The Flight Centre stock price (ASX:FLT) has started this year almost exactly the same as it started last year, however the more important issue is whether the business has changed.
Investors appeared to see the outlook of Flight Centre positively
at the beginning of 2018, with the share price rising over 40% to a high of
$70.53, however it then fell back down to where it all started at $42. With a
record underlying profit of $384.7m, 2018 saw Flight Centre pay its shareholders
a fully franked dividend of $1.67, which at the current stock price has a yield
of over 4%.
The reason for the recent decline in the Flight Centre stock price could be due to new allegations that Flight Centre has been underpaying staff and encouraging a culture of ripping off their customers. The Sydney Morning Herald reported that NAB has dropped Flight Centre as its travel provider after it discovered they had been overcharged.

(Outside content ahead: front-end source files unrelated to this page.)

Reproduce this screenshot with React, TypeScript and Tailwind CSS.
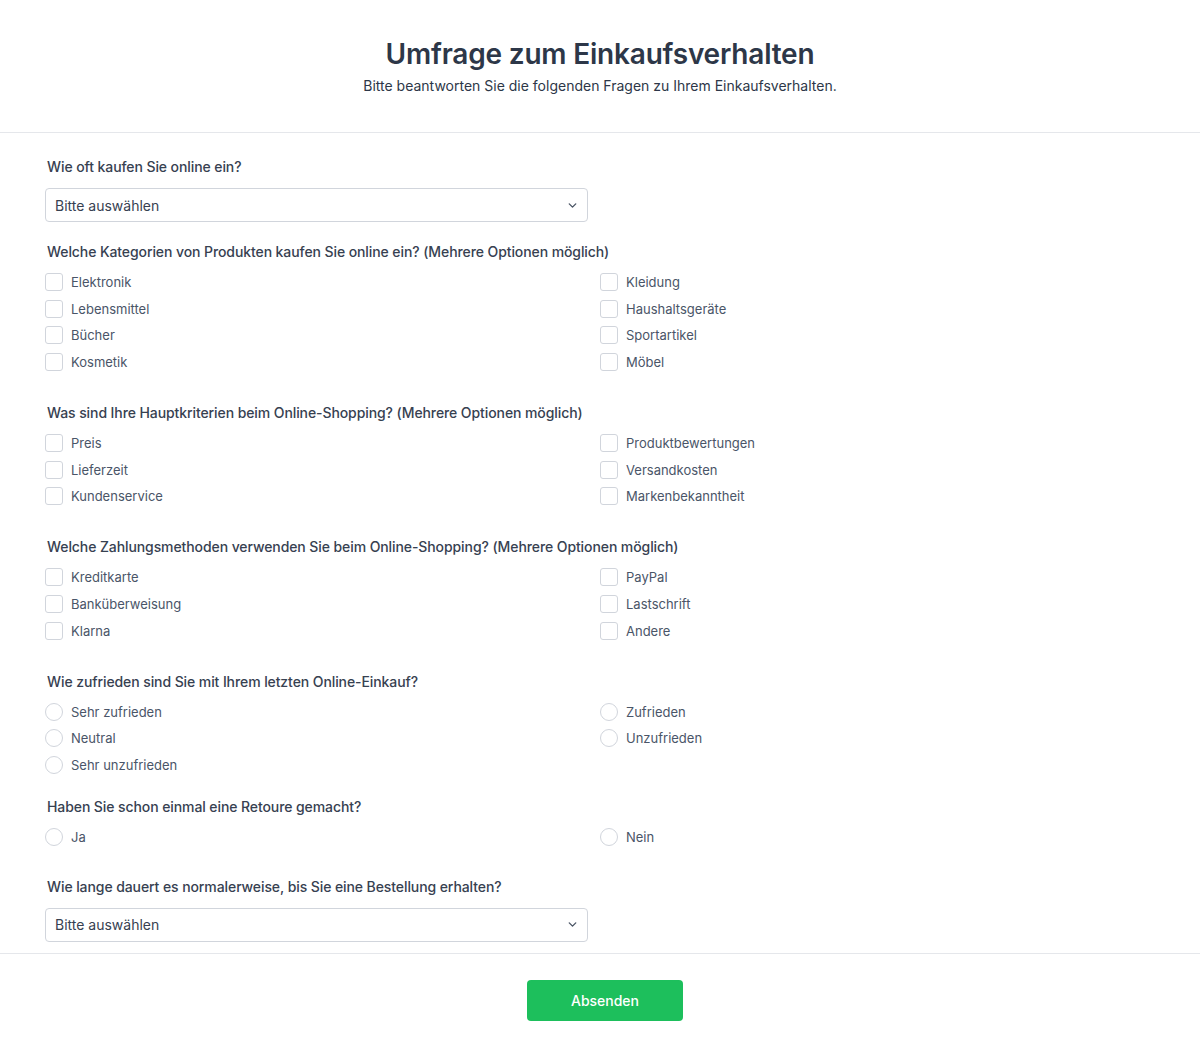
import React from "react";
import { ChevronDown } from "lucide-react";

const font = { fontFamily: "Inter, 'Noto Sans', sans-serif" };

function Select() {
  return (
    <div className="flex h-[34px] w-[543px] items-center justify-between rounded-[4px] border border-gray-300 bg-white pl-[9px] pr-[8px] text-[14px] text-[#374151]">
      <span>Bitte auswählen</span>
      <ChevronDown size={13} strokeWidth={2.5} className="text-gray-600" />
    </div>
  );
}

function Label({ children, mb = "mb-[10px]" }: { children: React.ReactNode; mb?: string }) {
  return (
    <div className={`${mb} h-5 text-[14px] font-medium leading-5 tracking-[-0.09px] text-[#374151]`}>{children}</div>
  );
}

function Options({ items, type }: { items: string[][]; type: "checkbox" | "radio" }) {
  const flat: string[] = [];
  items.forEach((r) => r.forEach((x) => flat.push(x)));
  return (
    <div className="grid grid-cols-[555px_1fr] gap-y-[6.67px]">
      {flat.map((t, i) => (
        <div key={i} className={`flex h-5 items-center gap-2 ${t === "" ? "invisible" : ""}`}>
          <span
            className={`h-[18px] w-[18px] shrink-0 border border-gray-300 bg-white ${
              type === "radio" ? "rounded-full" : "rounded-[3px]"
            }`}
          />
          <span className="text-[13px] leading-5 text-[#4a5568]">{t}</span>
        </div>
      ))}
    </div>
  );
}

export default function App() {
  return (
    <div className="flex min-h-[1056px] flex-col bg-white" style={font}>
      <header className="border-b border-gray-200 py-9 text-center">
        <h1 className="text-[28px] font-semibold leading-9 tracking-[-0.2px] text-[#2d3748]">
          Umfrage zum Einkaufsverhalten
        </h1>
        <p className="mt-1 text-[14px] leading-5 text-[#2d3748]">
          Bitte beantworten Sie die folgenden Fragen zu Ihrem Einkaufsverhalten.
        </p>
      </header>

      <main className="px-[45px] pt-6 pb-[11px]">
        <div className="pl-[2px]">
          <Label mb="mb-[11px]">Wie oft kaufen Sie online ein?</Label>
        </div>
        <Select />

        <div className="mt-5 pl-[2px]">
          <Label>Welche Kategorien von Produkten kaufen Sie online ein? (Mehrere Optionen möglich)</Label>
        </div>
        <Options
          type="checkbox"
          items={[
            ["Elektronik", "Kleidung"],
            ["Lebensmittel", "Haushaltsgeräte"],
            ["Bücher", "Sportartikel"],
            ["Kosmetik", "Möbel"],
          ]}
        />

        <div className="mt-[31px] pl-[2px]">
          <Label>Was sind Ihre Hauptkriterien beim Online-Shopping? (Mehrere Optionen möglich)</Label>
        </div>
        <Options
          type="checkbox"
          items={[
            ["Preis", "Produktbewertungen"],
            ["Lieferzeit", "Versandkosten"],
            ["Kundenservice", "Markenbekanntheit"],
          ]}
        />

        <div className="mt-[31px] pl-[2px]">
          <Label>Welche Zahlungsmethoden verwenden Sie beim Online-Shopping? (Mehrere Optionen möglich)</Label>
        </div>
        <Options
          type="checkbox"
          items={[
            ["Kreditkarte", "PayPal"],
            ["Banküberweisung", "Lastschrift"],
            ["Klarna", "Andere"],
          ]}
        />

        <div className="mt-[31px] pl-[2px]">
          <Label>Wie zufrieden sind Sie mit Ihrem letzten Online-Einkauf?</Label>
        </div>
        <Options
          type="radio"
          items={[
            ["Sehr zufrieden", "Zufrieden"],
            ["Neutral", "Unzufrieden"],
            ["Sehr unzufrieden", ""],
          ]}
        />

        <div className="mt-[22px] pl-[2px]">
          <Label>Haben Sie schon einmal eine Retoure gemacht?</Label>
        </div>
        <Options type="radio" items={[["Ja", "Nein"]]} />

        <div className="mt-[30px] pl-[2px]">
          <Label mb="mb-[11px]">Wie lange dauert es normalerweise, bis Sie eine Bestellung erhalten?</Label>
        </div>
        <Select />
      </main>

      <footer className="flex justify-center border-t border-gray-200 pt-[26px] pb-[35px] pl-[10px]">
        <button className="h-[41px] w-[156px] rounded-[4px] bg-[#1dbf5c] text-[14px] font-medium text-white">
          Absenden
        </button>
      </footer>
    </div>
  );
}
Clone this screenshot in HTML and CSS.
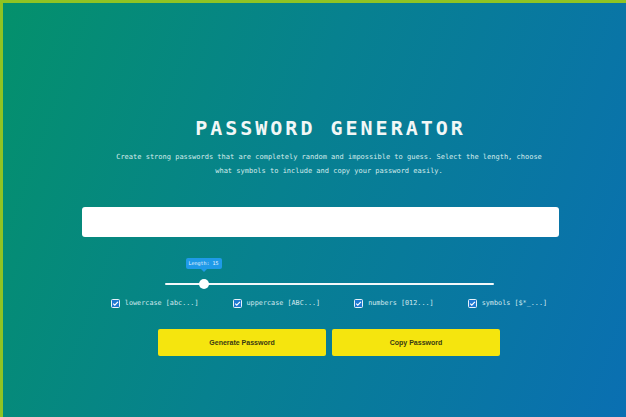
FILE: index.html
```html
<!DOCTYPE html>
<html>
<head>
<meta charset="utf-8">
<link rel="stylesheet" href="styles.css">
</head>
<body>
<main class="page">
  <h1 class="title">PASSWORD GENERATOR</h1>
  <p class="subtitle">Create strong passwords that are completely random and impossible to guess. Select the length, choose<br>what symbols to include and copy your password easily.</p>
  <div class="output"></div>
  <div class="slider">
    <div class="tip">Length: 15</div>
    <div class="track"></div>
    <div class="thumb"></div>
  </div>
  <div class="options">
    <label class="opt"><span class="box"><svg viewBox="0 0 9 9" width="9" height="9"><rect x="0.5" y="0.5" width="8" height="8" rx="1" fill="#1f78d1" stroke="#e8f2fb"/><path d="M2.2 4.6 L3.8 6.2 L6.9 2.8" fill="none" stroke="#fff" stroke-width="1.2"/></svg></span>lowercase [abc...]</label>
    <label class="opt"><span class="box"><svg viewBox="0 0 9 9" width="9" height="9"><rect x="0.5" y="0.5" width="8" height="8" rx="1" fill="#1f78d1" stroke="#e8f2fb"/><path d="M2.2 4.6 L3.8 6.2 L6.9 2.8" fill="none" stroke="#fff" stroke-width="1.2"/></svg></span>uppercase [ABC...]</label>
    <label class="opt"><span class="box"><svg viewBox="0 0 9 9" width="9" height="9"><rect x="0.5" y="0.5" width="8" height="8" rx="1" fill="#1f78d1" stroke="#e8f2fb"/><path d="M2.2 4.6 L3.8 6.2 L6.9 2.8" fill="none" stroke="#fff" stroke-width="1.2"/></svg></span>numbers [012...]</label>
    <label class="opt"><span class="box"><svg viewBox="0 0 9 9" width="9" height="9"><rect x="0.5" y="0.5" width="8" height="8" rx="1" fill="#1f78d1" stroke="#e8f2fb"/><path d="M2.2 4.6 L3.8 6.2 L6.9 2.8" fill="none" stroke="#fff" stroke-width="1.2"/></svg></span>symbols [$*_...]</label>
  </div>
  <div class="buttons">
    <button class="btn">Generate Password</button>
    <button class="btn">Copy Password</button>
  </div>
</main>
</body>
</html>
```

FILE: styles.css
```css
html, body {
  margin: 0;
  padding: 0;
}
body {
  width: 626px;
  height: 417px;
  box-sizing: border-box;
  border-top: 3px solid #8fc423;
  border-left: 3px solid #8fc423;
  background: linear-gradient(110deg, #04916b 0%, #07818f 45%, #0a6fb2 100%);
  overflow: hidden;
  font-family: "DejaVu Sans Mono", monospace;
}
.page {
  display: flex;
  flex-direction: column;
  align-items: center;
  padding-top: 113px;
  padding-left: 29px;
}
.title {
  margin: 0;
  font-size: 20px;
  line-height: 24px;
  font-weight: bold;
  letter-spacing: 3px;
  color: #f2f7f6;
  padding-left: 3px;
}
.subtitle {
  margin: 10px 0 0;
  font-size: 7px;
  line-height: 14px;
  color: #d5ecec;
  text-align: center;
  white-space: nowrap;
}
.output {
  margin-top: 29px;
  margin-right: 17px;
  width: 477px;
  height: 30px;
  background: #fff;
  border-radius: 3px;
}
.slider {
  position: relative;
  margin-top: 21px;
  width: 329px;
  height: 30px;
}
.track {
  margin-top: 25px;
  height: 2px;
  background: #f4f8fa;
  border-radius: 1px;
}
.thumb {
  position: absolute;
  left: 34px;
  top: 21px;
  width: 10px;
  height: 10px;
  border-radius: 50%;
  background: #fff;
}
.tip {
  position: absolute;
  left: 21px;
  top: 0;
  width: 36px;
  height: 11px;
  border-radius: 2px;
  background: #1f9ae8;
  color: #e6f4ff;
  font-size: 5px;
  line-height: 11px;
  text-align: center;
}
.tip::after {
  content: "";
  position: absolute;
  left: 15px;
  top: 11px;
  border-left: 3px solid transparent;
  border-right: 3px solid transparent;
  border-top: 3px solid #1f9ae8;
}
.options {
  margin-top: 10px;
  display: flex;
  gap: 34px;
  height: 10px;
  align-items: center;
}
.opt {
  display: flex;
  align-items: center;
  gap: 5px;
  font-size: 6.8px;
  color: #d3e9ef;
  white-space: nowrap;
}
.box {
  display: flex;
}
.buttons {
  margin-top: 21px;
  display: flex;
  gap: 6px;
}
.btn {
  width: 168px;
  height: 27px;
  border: none;
  border-radius: 2px;
  background: #f5e50e;
  color: #3a3a12;
  font-family: "Liberation Sans", Arial, sans-serif;
  font-weight: bold;
  font-size: 7px;
  padding: 0;
}
```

At the last AGM, Flight Centre management have blamed the Australian sector of the business for a weak outlook for 2019, with the full year profit expected to grow between 1.4% and up to 9.2%. Although the business is expected to experience growth, with management now looking for high growth acquisitions, it may be best to wait for the release of the half year report in February. This should give investors a better understanding of any impact from the staff underpayment and poor culture allegations along with the impact of any acquisitions.